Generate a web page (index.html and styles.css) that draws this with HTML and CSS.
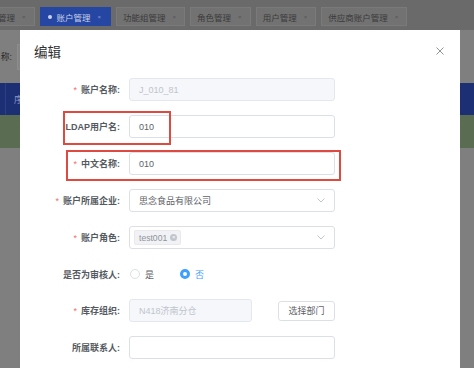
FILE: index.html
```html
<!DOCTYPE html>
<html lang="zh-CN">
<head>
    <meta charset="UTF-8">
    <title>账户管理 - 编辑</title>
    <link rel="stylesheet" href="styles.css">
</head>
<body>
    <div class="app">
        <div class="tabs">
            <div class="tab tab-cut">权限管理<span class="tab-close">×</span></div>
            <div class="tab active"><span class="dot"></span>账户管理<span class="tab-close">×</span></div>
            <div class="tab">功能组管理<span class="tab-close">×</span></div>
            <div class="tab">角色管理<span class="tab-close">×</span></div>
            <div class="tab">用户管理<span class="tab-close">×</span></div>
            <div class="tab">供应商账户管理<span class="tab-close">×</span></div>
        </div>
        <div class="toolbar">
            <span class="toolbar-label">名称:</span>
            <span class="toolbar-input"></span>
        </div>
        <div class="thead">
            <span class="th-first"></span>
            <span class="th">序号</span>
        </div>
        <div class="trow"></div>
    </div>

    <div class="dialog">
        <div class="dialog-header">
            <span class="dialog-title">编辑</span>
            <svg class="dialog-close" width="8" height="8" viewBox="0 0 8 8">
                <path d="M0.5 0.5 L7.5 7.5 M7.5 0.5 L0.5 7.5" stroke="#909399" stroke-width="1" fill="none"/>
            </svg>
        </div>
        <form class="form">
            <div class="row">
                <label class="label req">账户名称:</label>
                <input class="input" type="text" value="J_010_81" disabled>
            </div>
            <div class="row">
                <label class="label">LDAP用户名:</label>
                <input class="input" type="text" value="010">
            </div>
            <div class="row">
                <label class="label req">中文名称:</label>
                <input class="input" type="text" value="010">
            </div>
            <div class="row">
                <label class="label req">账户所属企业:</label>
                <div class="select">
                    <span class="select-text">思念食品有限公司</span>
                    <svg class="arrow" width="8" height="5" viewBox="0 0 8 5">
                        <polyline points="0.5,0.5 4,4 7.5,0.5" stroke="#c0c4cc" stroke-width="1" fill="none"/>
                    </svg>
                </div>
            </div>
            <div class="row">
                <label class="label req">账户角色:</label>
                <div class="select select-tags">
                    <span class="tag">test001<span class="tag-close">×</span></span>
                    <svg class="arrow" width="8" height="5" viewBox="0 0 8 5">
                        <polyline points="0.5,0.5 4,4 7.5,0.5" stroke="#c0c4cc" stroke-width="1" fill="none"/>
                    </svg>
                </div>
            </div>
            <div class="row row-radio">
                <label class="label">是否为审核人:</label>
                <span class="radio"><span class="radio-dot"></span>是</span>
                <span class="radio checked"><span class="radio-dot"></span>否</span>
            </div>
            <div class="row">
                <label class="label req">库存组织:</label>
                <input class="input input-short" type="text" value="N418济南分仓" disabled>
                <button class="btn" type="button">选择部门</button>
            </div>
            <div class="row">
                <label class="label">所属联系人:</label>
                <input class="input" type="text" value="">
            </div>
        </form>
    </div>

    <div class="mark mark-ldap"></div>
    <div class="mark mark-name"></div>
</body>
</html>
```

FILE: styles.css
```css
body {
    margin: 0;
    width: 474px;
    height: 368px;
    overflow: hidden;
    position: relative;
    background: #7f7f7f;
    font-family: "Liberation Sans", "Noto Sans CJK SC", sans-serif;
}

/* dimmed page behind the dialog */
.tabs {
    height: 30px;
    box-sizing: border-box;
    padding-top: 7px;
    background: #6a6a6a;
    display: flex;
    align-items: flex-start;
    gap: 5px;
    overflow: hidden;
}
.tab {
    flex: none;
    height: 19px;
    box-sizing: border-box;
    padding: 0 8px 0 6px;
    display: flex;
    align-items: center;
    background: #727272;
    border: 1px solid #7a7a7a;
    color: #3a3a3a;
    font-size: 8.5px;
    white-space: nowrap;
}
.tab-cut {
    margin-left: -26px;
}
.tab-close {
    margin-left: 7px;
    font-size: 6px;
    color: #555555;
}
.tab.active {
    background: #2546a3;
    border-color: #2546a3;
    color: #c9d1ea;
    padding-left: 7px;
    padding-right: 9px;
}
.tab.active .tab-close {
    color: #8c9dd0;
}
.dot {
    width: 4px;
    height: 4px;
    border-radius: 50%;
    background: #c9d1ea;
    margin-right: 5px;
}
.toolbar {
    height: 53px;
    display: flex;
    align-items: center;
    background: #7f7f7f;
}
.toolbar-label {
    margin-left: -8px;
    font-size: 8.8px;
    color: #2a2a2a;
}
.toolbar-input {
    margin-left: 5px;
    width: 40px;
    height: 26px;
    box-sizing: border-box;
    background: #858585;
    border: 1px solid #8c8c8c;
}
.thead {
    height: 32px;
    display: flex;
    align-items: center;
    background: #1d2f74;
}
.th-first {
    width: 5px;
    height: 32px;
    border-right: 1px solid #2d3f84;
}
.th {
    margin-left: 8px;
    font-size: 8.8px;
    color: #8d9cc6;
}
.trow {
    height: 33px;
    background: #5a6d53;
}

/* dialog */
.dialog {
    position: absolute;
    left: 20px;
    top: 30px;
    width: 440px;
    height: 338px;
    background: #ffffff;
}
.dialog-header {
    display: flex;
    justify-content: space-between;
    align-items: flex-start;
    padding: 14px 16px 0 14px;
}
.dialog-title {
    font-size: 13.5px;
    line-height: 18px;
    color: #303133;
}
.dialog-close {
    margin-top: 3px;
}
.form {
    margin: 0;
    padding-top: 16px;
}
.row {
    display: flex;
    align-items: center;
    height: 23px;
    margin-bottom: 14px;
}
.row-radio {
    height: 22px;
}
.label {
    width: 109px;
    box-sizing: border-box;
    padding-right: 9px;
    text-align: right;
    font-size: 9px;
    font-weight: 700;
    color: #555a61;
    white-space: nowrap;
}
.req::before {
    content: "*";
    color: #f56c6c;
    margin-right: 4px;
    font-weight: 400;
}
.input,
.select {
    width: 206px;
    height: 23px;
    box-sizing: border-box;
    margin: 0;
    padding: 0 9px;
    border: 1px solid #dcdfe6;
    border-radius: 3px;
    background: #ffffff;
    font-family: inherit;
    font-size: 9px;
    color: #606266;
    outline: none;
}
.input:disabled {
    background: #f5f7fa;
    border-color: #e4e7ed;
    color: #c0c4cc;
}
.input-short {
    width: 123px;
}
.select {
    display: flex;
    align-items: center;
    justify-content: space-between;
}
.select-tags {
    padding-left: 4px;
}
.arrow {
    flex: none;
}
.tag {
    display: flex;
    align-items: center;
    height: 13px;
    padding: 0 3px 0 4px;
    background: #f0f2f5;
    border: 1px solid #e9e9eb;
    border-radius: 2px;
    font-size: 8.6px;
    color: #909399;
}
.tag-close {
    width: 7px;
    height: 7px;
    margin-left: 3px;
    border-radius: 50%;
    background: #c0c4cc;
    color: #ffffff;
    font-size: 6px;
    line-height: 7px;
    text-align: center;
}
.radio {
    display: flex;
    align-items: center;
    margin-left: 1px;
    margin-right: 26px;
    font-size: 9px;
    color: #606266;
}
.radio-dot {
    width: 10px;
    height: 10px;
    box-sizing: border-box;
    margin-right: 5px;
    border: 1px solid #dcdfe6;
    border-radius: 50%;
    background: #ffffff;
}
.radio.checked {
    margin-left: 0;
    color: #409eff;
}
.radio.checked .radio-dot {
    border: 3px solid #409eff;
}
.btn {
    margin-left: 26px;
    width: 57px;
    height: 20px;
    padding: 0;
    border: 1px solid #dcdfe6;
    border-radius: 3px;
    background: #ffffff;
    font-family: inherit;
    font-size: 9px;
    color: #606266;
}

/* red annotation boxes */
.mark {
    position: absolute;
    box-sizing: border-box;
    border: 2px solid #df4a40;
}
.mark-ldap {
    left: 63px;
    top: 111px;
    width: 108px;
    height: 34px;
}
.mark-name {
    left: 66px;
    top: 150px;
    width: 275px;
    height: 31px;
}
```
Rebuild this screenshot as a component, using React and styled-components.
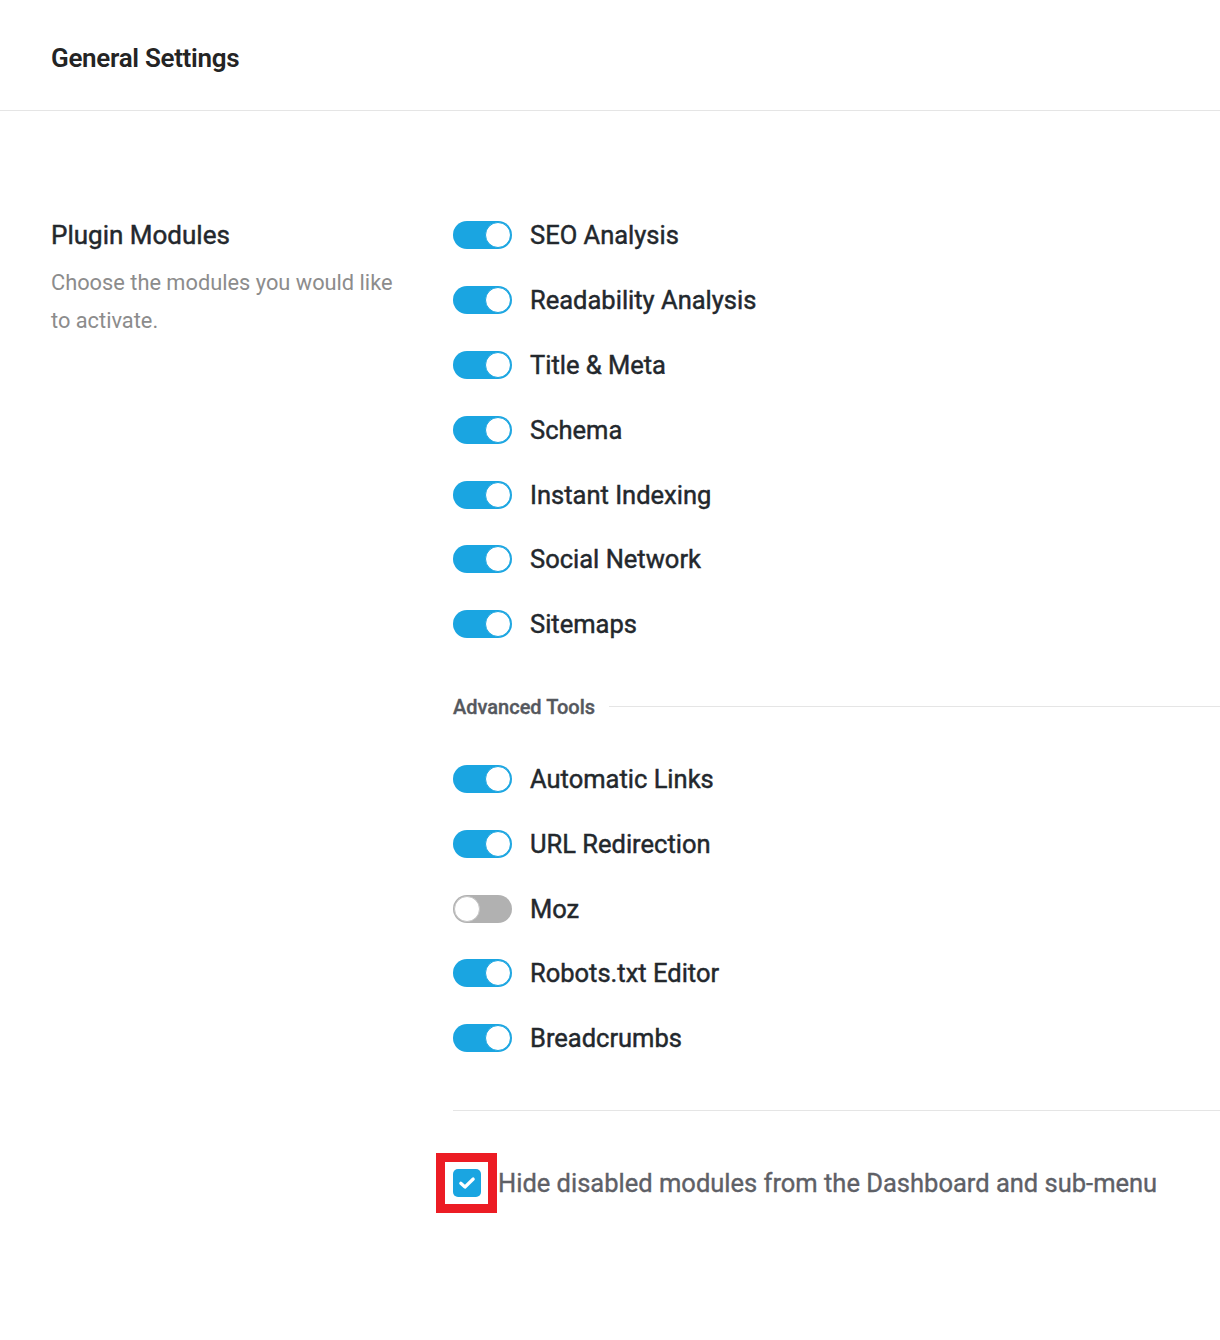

━━━━━━━━━━━━━━━━━━━━━━━━━━━━━━

Write out every line of the data that holds the word "page".

> _Task response_
Generate a web page (index.html and styles.css) that draws this with HTML and CSS.
/* dimmed page behind the dialog */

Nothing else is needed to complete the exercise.